I am trying to calculate the angle between two vectors, but the only results I get are "NaN". I am sure it is something I am doing wrong...

     
v=new SimpleVector(0,0,0);
ov=new SimpleVector(1,1,10);
float angle = v.calcAngle(ov);
Logger.log("angle:"+String.valueOf(angle));


The Android Monitor just outputs:

I/jPCT-AE: angle:NaN

:(

dfix

Changing the first vector's Z value from 0 to a negative number returns a correct value;


                v=new SimpleVector(0f,0f,-10f);
                ov=new SimpleVector(0f,0f,10f);

Now I get:

I/jPCT-AE: angle:3.1415927

which I was expecting from 0 also

Is it impossible to calculate an angle with one vector having an absolute value of 0?

EgonOlsen

#2
That method calculates the angle between two direction vectors starting at the origin. (0,0,0) is the origin. You can't calculate an angle between the origin (which is a point) and some direction vector.
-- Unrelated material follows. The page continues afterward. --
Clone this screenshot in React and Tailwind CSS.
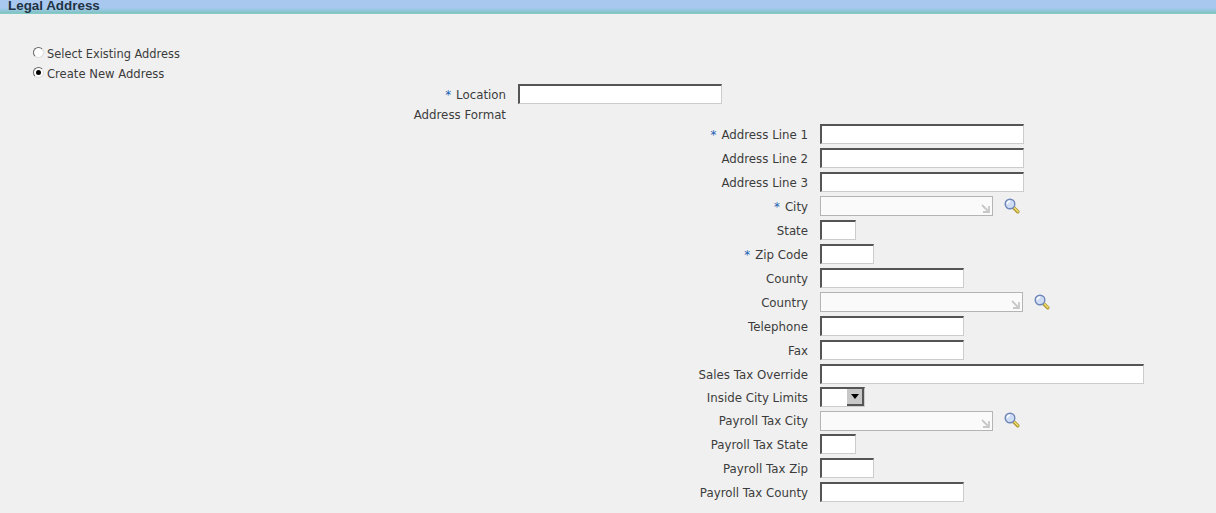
const F = "font-['DejaVu_Sans',sans-serif]";

function Lens() {
  return (
    <svg width="16" height="16" viewBox="0 0 16 16" className="block">
      <path d="M9.5 9.5 L13.8 13.8" stroke="#a8902a" strokeWidth="3.4" strokeLinecap="round" />
      <path d="M9.8 9.4 L14 13.6" stroke="#ecd96a" strokeWidth="1.6" strokeLinecap="round" />
      <circle cx="6" cy="6" r="4.8" fill="#cfdcf5" stroke="#6f86b8" strokeWidth="1.4" />
      <path d="M3.4 6 A2.7 2.7 0 0 1 6 3.3" stroke="#ffffff" strokeWidth="1.4" fill="none" />
    </svg>
  );
}

function Corner() {
  return (
    <svg width="10" height="10" viewBox="0 0 10 10" className="absolute right-[1px] bottom-[1px]">
      <path d="M1 1 L7 7 M8 2 V8 H2" stroke="#c8c8c8" strokeWidth="1.8" fill="none" />
    </svg>
  );
}

function Label({ text, req, w, nudge = "pt-[1px]" }) {
  return (
    <div className={`${w} ${nudge} shrink-0 text-right pr-[12px] whitespace-nowrap`}>
      {req && <span className="text-[#1a5fb4] mr-[5px]">*</span>}
      {text}
    </div>
  );
}

function TextInput({ w }) {
  return (
    <div className={`${w} h-5 bg-white border-t-2 border-l-2 border-r border-b border-t-[#555555] border-l-[#555555] border-r-[#cccccc] border-b-[#cccccc]`} />
  );
}

function Lov({ w }) {
  return (
    <div className="flex items-center">
      <div className={`${w} h-5 relative border border-[#b4b4b4] bg-[#fafafa]`}>
        <Corner />
      </div>
      <div className="ml-[11px] -mt-[1px]"><Lens /></div>
    </div>
  );
}

function Sel() {
  return (
    <div className="w-[45px] h-5 -mt-[1px] flex bg-white border-t-2 border-l-2 border-t-[#555555] border-l-[#555555] border-r border-b border-r-[#cccccc] border-b-[#cccccc]">
      <div className="flex-1" />
      <div className="w-[17px] bg-[#c8c8c8] border-r-2 border-b-2 border-r-[#555555] border-b-[#555555] flex items-center justify-center">
        <div className="w-0 h-0 border-x-[4px] border-x-transparent border-t-[5px] border-t-black" />
      </div>
    </div>
  );
}

function Radio({ on }) {
  return (
    <div className="w-[11px] h-[11px] rounded-full bg-white border border-t-[#666666] border-l-[#666666] border-r-[#dddddd] border-b-[#dddddd] -mt-[3px] flex items-center justify-center">
      {on && <div className="w-[5px] h-[5px] rounded-full bg-black" />}
    </div>
  );
}

function Row({ label, req, h = "h-6", nudge, children }) {
  return (
    <div className={`flex items-center ${h}`}>
      <Label text={label} req={req} w="w-[820px]" nudge={nudge} />
      {children}
    </div>
  );
}

export default function App() {
  return (
    <div className={`${F} w-[1216px] h-[513px] overflow-hidden bg-[#f0f0f0] text-[11.8px] leading-[16px] text-[#3c3c3c]`}>
      <div className="h-[14px] bg-[linear-gradient(#a8c8f0_55%,#7cc4c0_95%,#a0d4d0)] overflow-hidden pl-2">
        <div className="-mt-[2px] font-bold text-[13.4px] text-[#1f3344] font-['Liberation_Sans',sans-serif]">Legal Address</div>
      </div>

      <div className="pl-[33px] pt-[30px]">
        <div className="flex items-center h-5">
          <Radio />
          <span className="ml-[3px] text-[11.4px]">Select Existing Address</span>
        </div>
        <div className="flex items-center h-5">
          <Radio on />
          <span className="ml-[3px] text-[11.6px]">Create New Address</span>
        </div>
      </div>

      <div className="flex items-center h-5">
        <Label text="Location" req w="w-[518px]" />
        <TextInput w="w-[204px]" />
      </div>
      <div className="flex items-start h-[18px] pt-[2px]">
        <Label text="Address Format" w="w-[518px]" />
      </div>

      <Row label="Address Line 1" req><TextInput w="w-[204px]" /></Row>
      <Row label="Address Line 2"><TextInput w="w-[204px]" /></Row>
      <Row label="Address Line 3"><TextInput w="w-[204px]" /></Row>
      <Row label="City" req><Lov w="w-[173px]" /></Row>
      <Row label="State"><TextInput w="w-[36px]" /></Row>
      <Row label="Zip Code" req><TextInput w="w-[54px]" /></Row>
      <Row label="County"><TextInput w="w-[144px]" /></Row>
      <Row label="Country"><Lov w="w-[203px]" /></Row>
      <Row label="Telephone"><TextInput w="w-[144px]" /></Row>
      <Row label="Fax"><TextInput w="w-[144px]" /></Row>
      <Row label="Sales Tax Override"><TextInput w="w-[324px]" /></Row>
      <Row label="Inside City Limits" h="h-[23px]" nudge="pt-0"><Sel /></Row>
      <Row label="Payroll Tax City" h="h-[23px]" nudge="pt-0"><Lov w="w-[173px]" /></Row>
      <Row label="Payroll Tax State"><TextInput w="w-[36px]" /></Row>
      <Row label="Payroll Tax Zip"><TextInput w="w-[54px]" /></Row>
      <Row label="Payroll Tax County"><TextInput w="w-[144px]" /></Row>
    </div>
  );
}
What is this supposed to even be?

dfix

Yes, that makes sense,

I have an array of "jellyfish" that randomly move around the world, however, once they are a certain distance away, I need them to come back into the centre of the camera view.  I'm struggling to see how I can derive the correct rotation that points to the centre of the camera view.(the camera is static)


private void animate()
    {
        if (aniFrame > 0)
        {
            ind += INC_FRACTION * aniFrame;

            if (ind > 1) {
                ind -= 1;
                aniFrame = 0;
            }
            for (int i = 0; i < jellyFishAmount; i++)
            {
                jellyFishClones[i].animate(ind);                //apply the new animation frame
                movedDistance[i] += MOVE_SPEED;                 //increase the directional change
                if (roam[i]&&aniFrame%2==0)                     //only change direction every second call and if the jellyfish hasn't left the "safe area"
                {
                    jellyFishClones[i].rotateX(random.nextFloat()*0.5f);
                    jellyFishClones[i].rotateY(random.nextFloat()*0.5f);
                }
                if (centerVec.distance(jellyFishClones[i].getTranslation()) > 200f)
                {
                    if (roam[i])
                    {
                        jellyFishClones[i].rotateX(centerVec.calcAngle(jellyFishClones[i].getXAxis()));
                        jellyFishClones[i].rotateY(centerVec.calcAngle(jellyFishClones[i].getYAxis()));
                        jellyFishClones[i].rotateZ(centerVec.calcAngle(jellyFishClones[i].getZAxis()));
                        //jellyFishClones[i].clearTranslation();
                        movedDistance[i] = 0;     
                    }
                    roam[i] = false;
                    if (centerVec.distance(jellyFishClones[i].getTranslation()) < 10f)
                    {
                        roam[i] = true;                         //set the jellyfish back to randomly roaming
                    }
                }
                directionalVec[i] = jellyFishClones[i].getZAxis();         
                directionalVec[i].scalarMul(movedDistance[i]);             
                jellyFishClones[i].translate(directionalVec[i]);           
            }
       }
}

EgonOlsen

I think the best approach in this case is you keep track of the rotation angle yourself, if that's feasible, and then undo them for turning the fish. If that's not an option, you can calculate the angle between a fish's direction (most likely the z-axis) and the (0,0,-1) vector and use that angle.